The Everything Firm

Going after any and all jobs lowers probability, thus hampering success, and can damage relationships with established clients.

As with most things in life, there is a point of diminishing returns when it comes to going after new work in the A/E/C industry. This is especially true when times are good, as they are now for many firms. Lots of opportunity does not mean that firms need to be going after everything that comes their way. It means they can now be choosier and more strategic about the work they pursue. Many firms are doing more proposals and interviews than ever, yet they have not increased the size of their marketing and business development support staff proportionately. This is leading to decreased win rates as evidenced by the industry average dropping from 33% to 22% over the past year.

Going after everything limits the creativity and customization on proposals, interviews, and other business development support activities that set you apart from the competition. I see many firms doing two to three times the proposals they did just three years ago, but without any increase in marketing staff. Thus, higher probability and higher profit potential are being cannibalized by lower probability and lower contribution. Furthermore, the obsession with new work can erode your relationships and focus on older, established clients and the untapped opportunities with them. Here are a few simple business management techniques firms can employ to fight the tendency to go after lots of new work at the expense of better contracts and established clients.

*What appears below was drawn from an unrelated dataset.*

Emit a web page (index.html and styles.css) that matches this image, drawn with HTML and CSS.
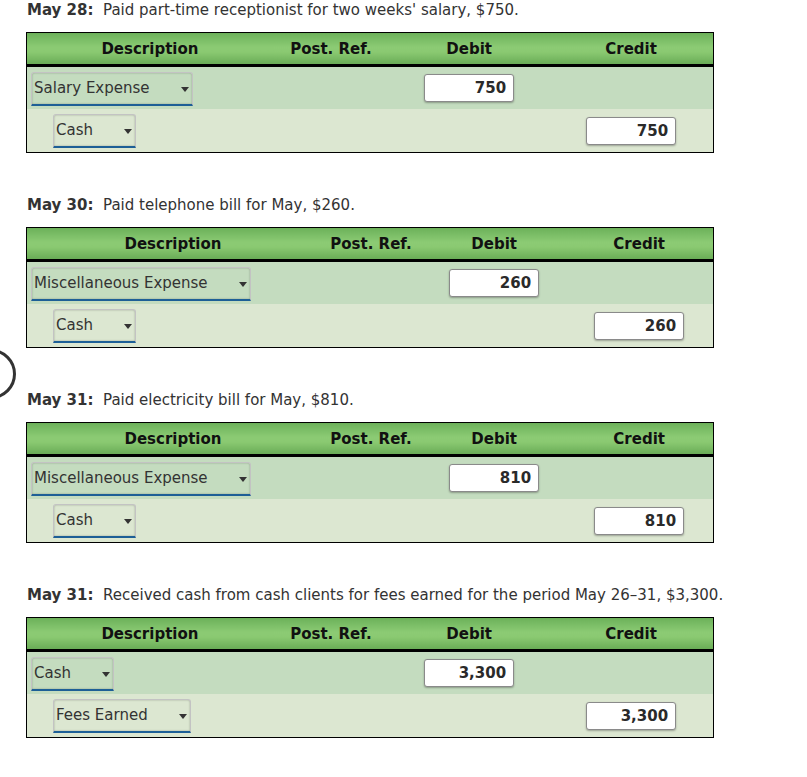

  1. Be more strategic in every pursuit. Firms need to be strategic about what clients they pursue and who in the firm is tasked with leading those pursuits. This speaks to the need for annual marketing plans that outline what markets the team will pursue, what specific clients, and who in the client organizations the firm will target for development. When firms come to the realization that they are going after too much work and not getting the returns they want, oftentimes the knee-jerk reaction is to implement a go/no-go process or further complicating the one they may already have. Go/no-go processes can be helpful but they need to be very simple and most are not.
  2. Relying on a long form of if/then statements can limit the one activity that you rely on for growth – the acquisition of new work. Go/no-go processes should focus on adherence to the marketing plan. If proper attention and strategic planning were put into the marketing plan, then decision making for what to pursue becomes easier. At the end of the day, all firms need to be thinking in terms of return on investment: What returns can we reasonably expect compared to the investment needed for each individual client and pursuit?
  3. It’s about matchmaking. When considering what clients to target, pursue those clients that have similar values to your firm. Are you a firm with ambitious growth plans that is trying to create the best place to work for your employees? Then an ideal target client could be all the municipalities that are the more ambitious and dynamic when it comes to attracting residents and investing in the infrastructure that attracts families and businesses. Those shared values can really improve your ability to develop a meaningful relationship and thus your chances of winning work. Also, match your people to the clients in these organizations. Make sure the people tasked with developing relationships have similar values, backgrounds, and other features that drive relationships. This is still all about relationships for many firms!

Don’t forget your core clients. The euphoria of winning a new client can sometimes eclipse our focus on existing clients. Winning new clients and entering new markets is critical for every firm in the industry. However, we must always consider the opportunity for growth with existing clients as well. Most firms do not fully exploit the opportunities with their existing clients. That established relationship is gold and that could easily offer additional work or may offer another part of your company an opportunity to do work. This is called cross-selling; the action or practice of selling an additional service to an existing client. To be effective at cross-selling, your people must be fully educated on all of your services and have the incentive to sell those services even though it may not directly benefit them or their team. It takes an intentional and intense focus to provide the level of client service needed to both existing clients and new clients.

The bottom line is firms need to be more strategic in their pursuits. This is an age old problem. Firms go after everything and do better when times are good, and then decline when the market sours. Being more strategic and resisting the tendency to go after everything is the first step in diversifying the firm and setting it up to be more resilient in any market. Furthermore, being more strategic allows the firm to be more profitable as they focus more resources on the pursuits that have a higher potential for being profitable and have a higer probability of winning. Integrating an ROI (Return on Investment) mindset in your culture can revolutionize your pursuit of work and have a dramatic impact on the future of the firm. Stop being the everything firm and start being more strategic in your pursuits today.